> [REQUIREMENT]
Go through the material and pull out every line with the string "screenshot" in it.

[Web page code records]
======

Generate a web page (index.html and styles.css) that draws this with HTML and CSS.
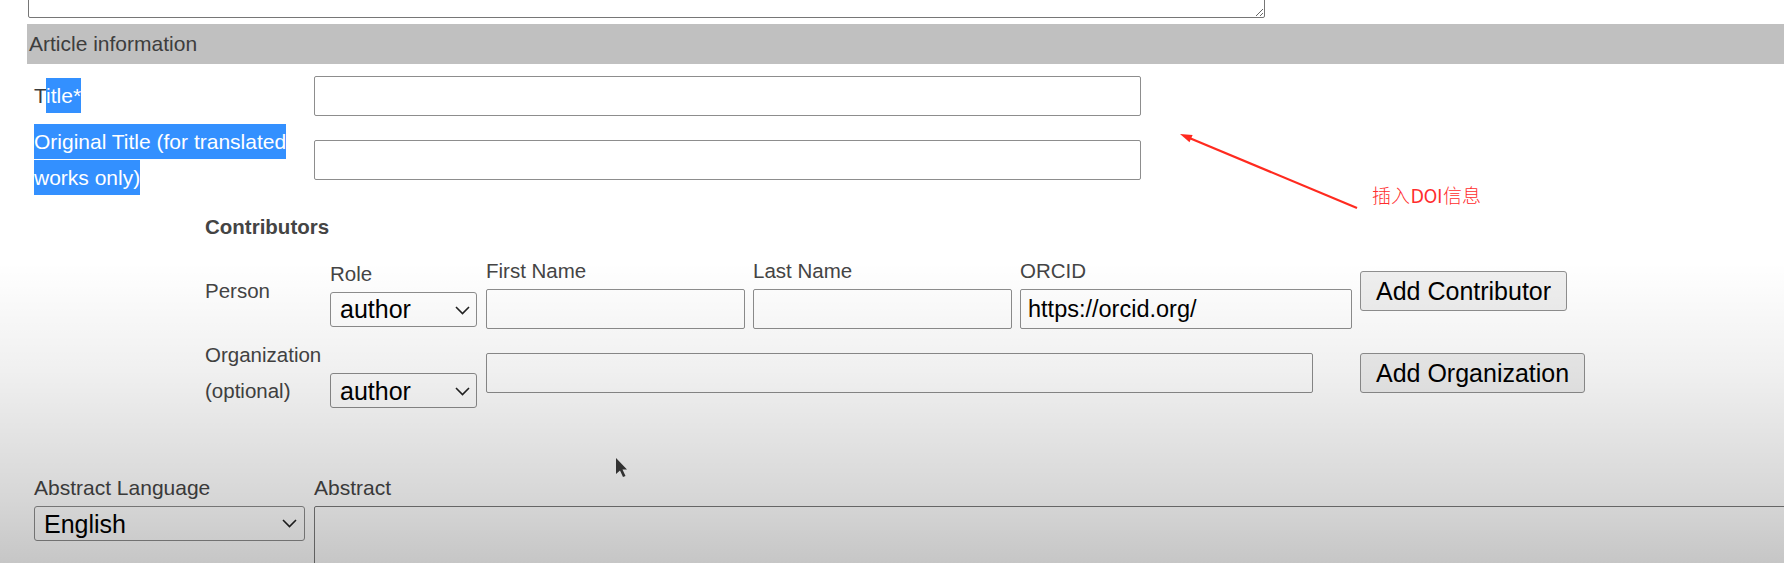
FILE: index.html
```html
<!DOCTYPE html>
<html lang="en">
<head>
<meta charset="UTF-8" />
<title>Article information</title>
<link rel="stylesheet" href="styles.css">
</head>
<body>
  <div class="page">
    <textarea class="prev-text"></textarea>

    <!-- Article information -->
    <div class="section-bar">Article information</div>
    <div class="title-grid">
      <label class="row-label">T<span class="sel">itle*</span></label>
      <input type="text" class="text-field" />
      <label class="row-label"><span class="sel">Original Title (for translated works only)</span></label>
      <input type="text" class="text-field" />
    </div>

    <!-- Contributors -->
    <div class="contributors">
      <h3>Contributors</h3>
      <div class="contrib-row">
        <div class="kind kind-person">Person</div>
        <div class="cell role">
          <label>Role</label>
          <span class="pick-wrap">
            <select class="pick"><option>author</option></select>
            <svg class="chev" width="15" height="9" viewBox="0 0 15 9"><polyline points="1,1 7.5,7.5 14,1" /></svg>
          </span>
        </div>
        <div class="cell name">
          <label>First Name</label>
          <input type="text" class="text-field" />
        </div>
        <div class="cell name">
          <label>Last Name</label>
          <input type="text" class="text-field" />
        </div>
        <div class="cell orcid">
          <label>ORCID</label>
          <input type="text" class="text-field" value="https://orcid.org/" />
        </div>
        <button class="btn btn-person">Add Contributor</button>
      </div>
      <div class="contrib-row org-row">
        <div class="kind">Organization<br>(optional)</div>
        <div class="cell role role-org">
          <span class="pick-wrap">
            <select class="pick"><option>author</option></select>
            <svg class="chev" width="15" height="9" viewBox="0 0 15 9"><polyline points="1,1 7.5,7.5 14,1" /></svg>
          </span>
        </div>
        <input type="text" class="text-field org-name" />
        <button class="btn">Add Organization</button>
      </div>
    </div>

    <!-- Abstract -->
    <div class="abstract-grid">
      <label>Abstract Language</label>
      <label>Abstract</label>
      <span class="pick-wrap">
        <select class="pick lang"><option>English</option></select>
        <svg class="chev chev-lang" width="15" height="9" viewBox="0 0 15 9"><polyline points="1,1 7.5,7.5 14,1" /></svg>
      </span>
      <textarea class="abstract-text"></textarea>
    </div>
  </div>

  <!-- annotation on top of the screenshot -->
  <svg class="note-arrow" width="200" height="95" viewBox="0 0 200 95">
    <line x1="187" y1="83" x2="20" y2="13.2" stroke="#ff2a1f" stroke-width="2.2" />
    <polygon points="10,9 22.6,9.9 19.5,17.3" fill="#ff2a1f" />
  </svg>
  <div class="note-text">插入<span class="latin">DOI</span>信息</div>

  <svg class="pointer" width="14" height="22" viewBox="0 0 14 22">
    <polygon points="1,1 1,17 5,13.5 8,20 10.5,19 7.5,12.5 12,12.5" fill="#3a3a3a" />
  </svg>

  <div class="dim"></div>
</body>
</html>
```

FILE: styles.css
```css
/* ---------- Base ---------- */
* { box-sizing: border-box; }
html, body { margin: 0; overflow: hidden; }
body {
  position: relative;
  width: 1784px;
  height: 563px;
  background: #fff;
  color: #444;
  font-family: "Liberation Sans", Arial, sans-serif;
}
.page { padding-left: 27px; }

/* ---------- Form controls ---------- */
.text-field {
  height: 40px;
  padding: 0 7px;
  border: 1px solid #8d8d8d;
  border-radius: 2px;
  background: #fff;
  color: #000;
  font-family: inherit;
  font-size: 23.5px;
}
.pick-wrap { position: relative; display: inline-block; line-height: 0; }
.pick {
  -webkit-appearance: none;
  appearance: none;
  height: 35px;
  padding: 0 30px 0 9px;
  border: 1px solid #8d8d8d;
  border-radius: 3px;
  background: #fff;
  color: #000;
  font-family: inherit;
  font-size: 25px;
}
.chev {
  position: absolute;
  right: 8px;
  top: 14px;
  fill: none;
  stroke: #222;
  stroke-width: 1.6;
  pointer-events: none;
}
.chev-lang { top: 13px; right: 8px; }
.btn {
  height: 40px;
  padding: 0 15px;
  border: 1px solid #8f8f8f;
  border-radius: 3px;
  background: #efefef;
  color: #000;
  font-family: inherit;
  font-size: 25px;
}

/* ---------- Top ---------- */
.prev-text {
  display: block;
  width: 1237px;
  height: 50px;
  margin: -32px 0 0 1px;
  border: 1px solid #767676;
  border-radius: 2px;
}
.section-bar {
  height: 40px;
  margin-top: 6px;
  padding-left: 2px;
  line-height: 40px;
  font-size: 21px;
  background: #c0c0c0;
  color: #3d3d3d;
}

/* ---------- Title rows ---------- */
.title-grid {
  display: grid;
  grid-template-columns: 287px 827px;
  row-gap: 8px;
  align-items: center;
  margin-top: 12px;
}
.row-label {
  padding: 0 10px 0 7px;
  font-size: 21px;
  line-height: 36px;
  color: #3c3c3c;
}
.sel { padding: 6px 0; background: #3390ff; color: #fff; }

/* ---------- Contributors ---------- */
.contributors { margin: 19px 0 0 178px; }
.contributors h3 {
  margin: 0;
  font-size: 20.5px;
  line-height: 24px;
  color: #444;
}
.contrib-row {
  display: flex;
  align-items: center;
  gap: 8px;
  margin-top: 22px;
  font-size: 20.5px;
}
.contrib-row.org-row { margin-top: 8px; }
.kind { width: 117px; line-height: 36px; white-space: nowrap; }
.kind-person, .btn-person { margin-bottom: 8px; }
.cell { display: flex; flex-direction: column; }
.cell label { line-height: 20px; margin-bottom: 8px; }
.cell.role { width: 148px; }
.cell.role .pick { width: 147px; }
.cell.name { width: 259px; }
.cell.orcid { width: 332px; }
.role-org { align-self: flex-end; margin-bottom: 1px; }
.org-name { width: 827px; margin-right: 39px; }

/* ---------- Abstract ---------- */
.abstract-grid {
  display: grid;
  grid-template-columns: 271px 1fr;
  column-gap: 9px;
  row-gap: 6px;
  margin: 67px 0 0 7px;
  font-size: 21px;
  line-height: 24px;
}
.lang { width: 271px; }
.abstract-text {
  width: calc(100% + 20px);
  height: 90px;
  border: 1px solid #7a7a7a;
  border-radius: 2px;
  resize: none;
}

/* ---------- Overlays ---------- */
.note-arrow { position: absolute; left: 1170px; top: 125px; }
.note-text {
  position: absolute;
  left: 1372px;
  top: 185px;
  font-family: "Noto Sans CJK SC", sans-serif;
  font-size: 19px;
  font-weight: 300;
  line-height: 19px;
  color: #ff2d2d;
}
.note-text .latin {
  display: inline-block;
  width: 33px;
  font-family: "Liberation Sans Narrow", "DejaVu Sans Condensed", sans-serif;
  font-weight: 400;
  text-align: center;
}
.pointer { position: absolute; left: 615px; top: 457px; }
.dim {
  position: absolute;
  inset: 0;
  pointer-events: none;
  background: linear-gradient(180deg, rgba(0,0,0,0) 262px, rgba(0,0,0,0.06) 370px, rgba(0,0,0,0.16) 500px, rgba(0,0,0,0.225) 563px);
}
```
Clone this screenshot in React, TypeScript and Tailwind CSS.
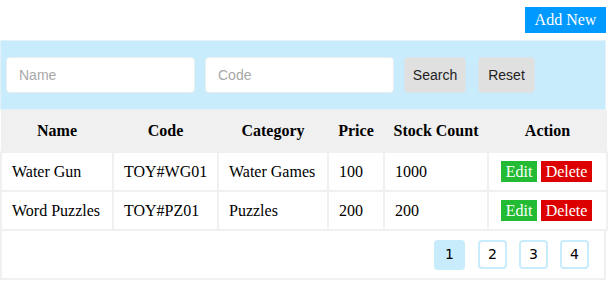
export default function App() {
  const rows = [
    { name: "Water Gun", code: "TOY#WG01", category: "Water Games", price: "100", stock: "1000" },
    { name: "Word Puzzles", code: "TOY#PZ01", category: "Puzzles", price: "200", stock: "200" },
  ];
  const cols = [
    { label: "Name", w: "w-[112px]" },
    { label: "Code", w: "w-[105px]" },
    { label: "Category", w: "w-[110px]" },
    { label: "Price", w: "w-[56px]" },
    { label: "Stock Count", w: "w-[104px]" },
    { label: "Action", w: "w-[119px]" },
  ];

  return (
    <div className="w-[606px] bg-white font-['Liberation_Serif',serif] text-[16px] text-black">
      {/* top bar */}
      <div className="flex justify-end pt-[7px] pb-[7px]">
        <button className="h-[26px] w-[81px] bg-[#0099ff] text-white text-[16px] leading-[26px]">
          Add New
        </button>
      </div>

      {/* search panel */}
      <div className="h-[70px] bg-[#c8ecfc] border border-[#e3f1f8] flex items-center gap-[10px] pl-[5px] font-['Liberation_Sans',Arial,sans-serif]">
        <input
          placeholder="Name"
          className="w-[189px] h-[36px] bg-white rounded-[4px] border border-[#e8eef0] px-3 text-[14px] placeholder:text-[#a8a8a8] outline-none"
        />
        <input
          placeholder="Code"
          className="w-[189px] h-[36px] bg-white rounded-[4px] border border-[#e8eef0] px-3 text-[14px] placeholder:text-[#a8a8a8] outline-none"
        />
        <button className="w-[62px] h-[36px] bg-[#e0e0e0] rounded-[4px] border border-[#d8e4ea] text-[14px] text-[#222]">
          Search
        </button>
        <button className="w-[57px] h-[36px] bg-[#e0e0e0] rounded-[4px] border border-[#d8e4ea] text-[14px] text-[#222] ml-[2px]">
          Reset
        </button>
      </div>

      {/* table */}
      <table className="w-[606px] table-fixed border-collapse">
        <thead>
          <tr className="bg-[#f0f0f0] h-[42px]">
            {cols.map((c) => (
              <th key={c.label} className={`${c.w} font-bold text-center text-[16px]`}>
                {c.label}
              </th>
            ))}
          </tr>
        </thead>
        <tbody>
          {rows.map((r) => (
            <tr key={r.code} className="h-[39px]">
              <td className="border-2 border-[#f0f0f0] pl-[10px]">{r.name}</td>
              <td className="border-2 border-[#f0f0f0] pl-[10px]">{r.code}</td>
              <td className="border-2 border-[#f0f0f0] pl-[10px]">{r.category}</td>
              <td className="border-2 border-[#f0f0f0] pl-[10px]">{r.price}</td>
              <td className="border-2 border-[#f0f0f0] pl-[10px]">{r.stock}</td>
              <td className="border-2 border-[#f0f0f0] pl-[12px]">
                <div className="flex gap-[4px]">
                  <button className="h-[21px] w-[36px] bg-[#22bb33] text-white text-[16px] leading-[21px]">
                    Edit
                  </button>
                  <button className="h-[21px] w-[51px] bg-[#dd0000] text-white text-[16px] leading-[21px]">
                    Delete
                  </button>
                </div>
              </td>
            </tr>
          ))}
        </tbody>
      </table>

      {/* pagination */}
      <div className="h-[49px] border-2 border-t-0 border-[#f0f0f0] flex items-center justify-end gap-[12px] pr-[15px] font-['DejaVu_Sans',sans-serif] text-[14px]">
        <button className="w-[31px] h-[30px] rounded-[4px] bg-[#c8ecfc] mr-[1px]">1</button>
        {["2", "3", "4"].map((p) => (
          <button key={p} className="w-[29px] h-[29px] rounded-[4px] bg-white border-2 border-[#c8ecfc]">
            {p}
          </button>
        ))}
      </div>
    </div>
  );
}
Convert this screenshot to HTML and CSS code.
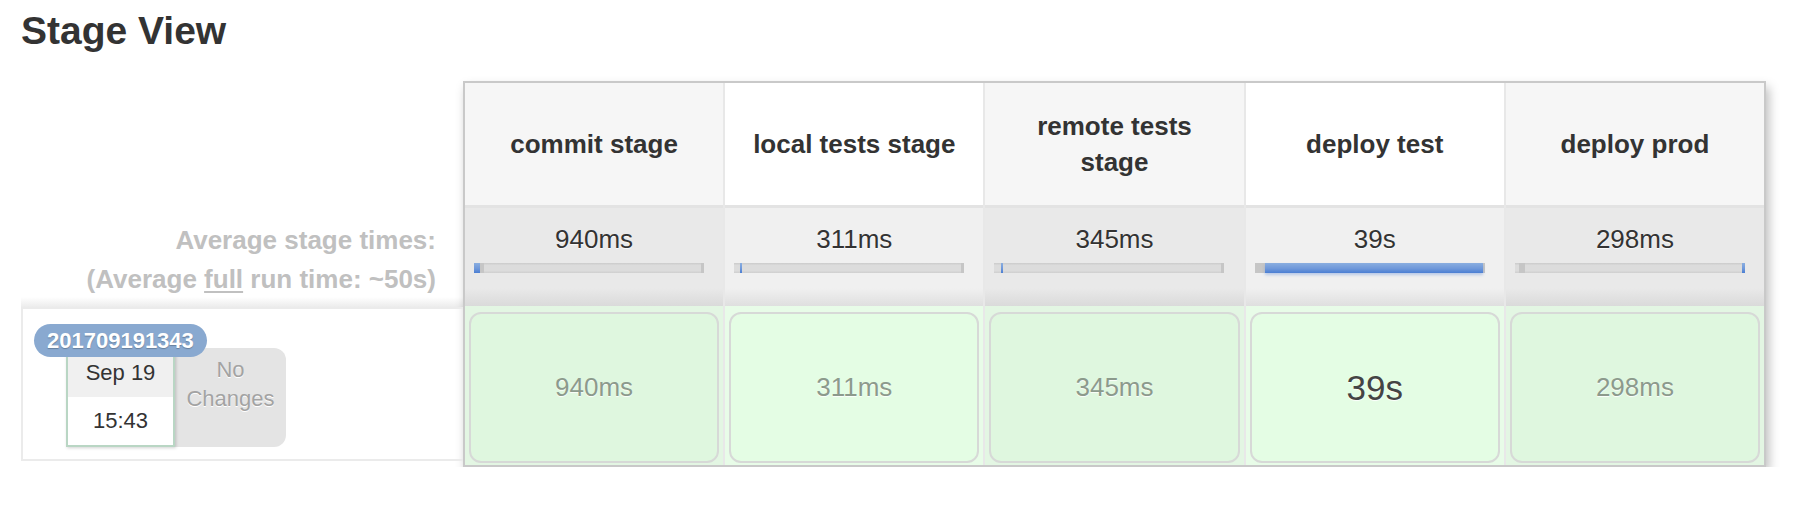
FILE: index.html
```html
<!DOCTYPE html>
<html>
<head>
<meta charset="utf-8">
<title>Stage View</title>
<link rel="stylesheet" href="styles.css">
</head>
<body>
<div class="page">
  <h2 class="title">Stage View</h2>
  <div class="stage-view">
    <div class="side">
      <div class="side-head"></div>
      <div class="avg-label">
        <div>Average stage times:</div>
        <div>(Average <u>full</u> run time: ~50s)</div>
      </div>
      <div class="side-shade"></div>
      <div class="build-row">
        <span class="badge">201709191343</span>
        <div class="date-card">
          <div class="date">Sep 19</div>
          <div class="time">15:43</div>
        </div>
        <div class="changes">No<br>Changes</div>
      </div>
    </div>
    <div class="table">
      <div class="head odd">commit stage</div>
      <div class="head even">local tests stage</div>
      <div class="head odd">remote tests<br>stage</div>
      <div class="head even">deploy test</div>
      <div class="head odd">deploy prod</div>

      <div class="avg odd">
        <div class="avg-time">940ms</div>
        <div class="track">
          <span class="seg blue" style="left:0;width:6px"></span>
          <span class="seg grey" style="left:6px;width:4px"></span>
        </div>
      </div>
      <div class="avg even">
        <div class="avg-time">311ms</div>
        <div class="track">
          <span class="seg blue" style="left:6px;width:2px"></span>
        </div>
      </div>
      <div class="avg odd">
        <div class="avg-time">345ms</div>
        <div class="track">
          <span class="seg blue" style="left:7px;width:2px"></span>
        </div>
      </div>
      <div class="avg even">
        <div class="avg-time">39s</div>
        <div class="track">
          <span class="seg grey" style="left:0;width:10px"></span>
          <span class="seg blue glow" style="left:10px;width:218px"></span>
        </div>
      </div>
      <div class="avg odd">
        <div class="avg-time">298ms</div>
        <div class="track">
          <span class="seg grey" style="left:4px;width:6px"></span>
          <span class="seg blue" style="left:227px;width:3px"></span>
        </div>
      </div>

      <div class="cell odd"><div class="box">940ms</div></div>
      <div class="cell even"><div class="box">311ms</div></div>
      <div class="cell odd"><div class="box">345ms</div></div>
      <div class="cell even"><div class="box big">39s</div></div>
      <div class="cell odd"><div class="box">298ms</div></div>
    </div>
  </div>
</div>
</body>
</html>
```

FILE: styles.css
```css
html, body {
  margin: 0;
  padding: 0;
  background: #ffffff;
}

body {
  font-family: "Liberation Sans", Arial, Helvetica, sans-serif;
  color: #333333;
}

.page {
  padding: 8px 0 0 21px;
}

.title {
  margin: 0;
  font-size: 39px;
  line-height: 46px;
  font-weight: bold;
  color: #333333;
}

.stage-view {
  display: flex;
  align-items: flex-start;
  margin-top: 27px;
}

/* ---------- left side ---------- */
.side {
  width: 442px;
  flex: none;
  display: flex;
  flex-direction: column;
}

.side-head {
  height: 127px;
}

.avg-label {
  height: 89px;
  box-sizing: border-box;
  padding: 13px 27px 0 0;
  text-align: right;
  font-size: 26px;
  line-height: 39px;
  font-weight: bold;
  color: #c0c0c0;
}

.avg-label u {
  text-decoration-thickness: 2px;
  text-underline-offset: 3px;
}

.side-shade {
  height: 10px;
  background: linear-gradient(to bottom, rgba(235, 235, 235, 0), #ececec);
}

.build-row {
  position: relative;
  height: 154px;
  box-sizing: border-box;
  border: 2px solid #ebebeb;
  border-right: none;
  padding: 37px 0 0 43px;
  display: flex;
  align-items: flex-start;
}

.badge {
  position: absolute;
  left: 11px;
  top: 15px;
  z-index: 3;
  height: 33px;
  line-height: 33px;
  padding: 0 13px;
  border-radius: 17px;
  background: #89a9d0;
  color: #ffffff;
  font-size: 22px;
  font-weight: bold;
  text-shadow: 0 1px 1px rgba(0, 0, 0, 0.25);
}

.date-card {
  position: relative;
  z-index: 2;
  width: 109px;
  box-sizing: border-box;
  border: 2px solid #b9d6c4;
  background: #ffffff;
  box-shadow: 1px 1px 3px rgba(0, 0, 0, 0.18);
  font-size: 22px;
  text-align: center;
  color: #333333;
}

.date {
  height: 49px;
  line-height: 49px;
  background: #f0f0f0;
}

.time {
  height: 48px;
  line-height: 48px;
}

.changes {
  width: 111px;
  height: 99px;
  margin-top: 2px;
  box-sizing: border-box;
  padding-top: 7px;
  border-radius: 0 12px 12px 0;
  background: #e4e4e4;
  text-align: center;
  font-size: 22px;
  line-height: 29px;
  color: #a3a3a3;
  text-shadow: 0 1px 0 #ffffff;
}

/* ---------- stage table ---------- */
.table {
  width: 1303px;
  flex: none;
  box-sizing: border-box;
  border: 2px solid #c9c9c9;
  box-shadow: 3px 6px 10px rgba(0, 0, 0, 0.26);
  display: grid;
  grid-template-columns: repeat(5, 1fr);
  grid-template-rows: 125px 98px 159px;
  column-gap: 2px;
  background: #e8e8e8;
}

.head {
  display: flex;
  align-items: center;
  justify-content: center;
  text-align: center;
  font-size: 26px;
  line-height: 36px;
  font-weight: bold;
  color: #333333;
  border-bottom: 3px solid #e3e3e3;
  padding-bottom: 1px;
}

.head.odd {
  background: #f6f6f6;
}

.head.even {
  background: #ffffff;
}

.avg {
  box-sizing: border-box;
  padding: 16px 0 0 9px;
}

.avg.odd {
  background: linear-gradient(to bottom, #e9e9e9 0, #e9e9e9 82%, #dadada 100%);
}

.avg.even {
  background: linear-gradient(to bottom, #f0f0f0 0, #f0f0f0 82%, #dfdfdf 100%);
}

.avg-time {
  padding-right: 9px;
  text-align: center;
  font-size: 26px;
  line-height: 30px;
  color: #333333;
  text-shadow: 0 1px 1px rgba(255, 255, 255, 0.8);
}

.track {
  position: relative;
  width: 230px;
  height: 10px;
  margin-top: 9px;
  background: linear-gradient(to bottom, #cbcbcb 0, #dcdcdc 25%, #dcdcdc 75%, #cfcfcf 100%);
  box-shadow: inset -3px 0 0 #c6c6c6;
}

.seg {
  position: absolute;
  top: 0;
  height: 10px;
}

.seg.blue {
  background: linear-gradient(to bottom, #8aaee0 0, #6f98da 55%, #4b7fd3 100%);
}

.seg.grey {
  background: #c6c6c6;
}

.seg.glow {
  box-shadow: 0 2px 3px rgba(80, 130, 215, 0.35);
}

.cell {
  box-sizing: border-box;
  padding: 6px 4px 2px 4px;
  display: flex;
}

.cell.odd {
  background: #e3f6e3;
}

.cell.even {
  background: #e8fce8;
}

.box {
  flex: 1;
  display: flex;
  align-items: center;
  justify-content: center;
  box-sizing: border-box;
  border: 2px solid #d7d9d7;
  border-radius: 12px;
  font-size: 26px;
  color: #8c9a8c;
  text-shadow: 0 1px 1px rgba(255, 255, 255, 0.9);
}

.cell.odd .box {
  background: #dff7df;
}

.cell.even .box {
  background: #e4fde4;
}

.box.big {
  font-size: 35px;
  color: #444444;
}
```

======

> [RESPONSE TO THIS TASK]
  <!-- annotation on top of the screenshot -->
Clone this screenshot in React, TypeScript and Tailwind CSS.
Convert this screenshot to HTML and CSS code.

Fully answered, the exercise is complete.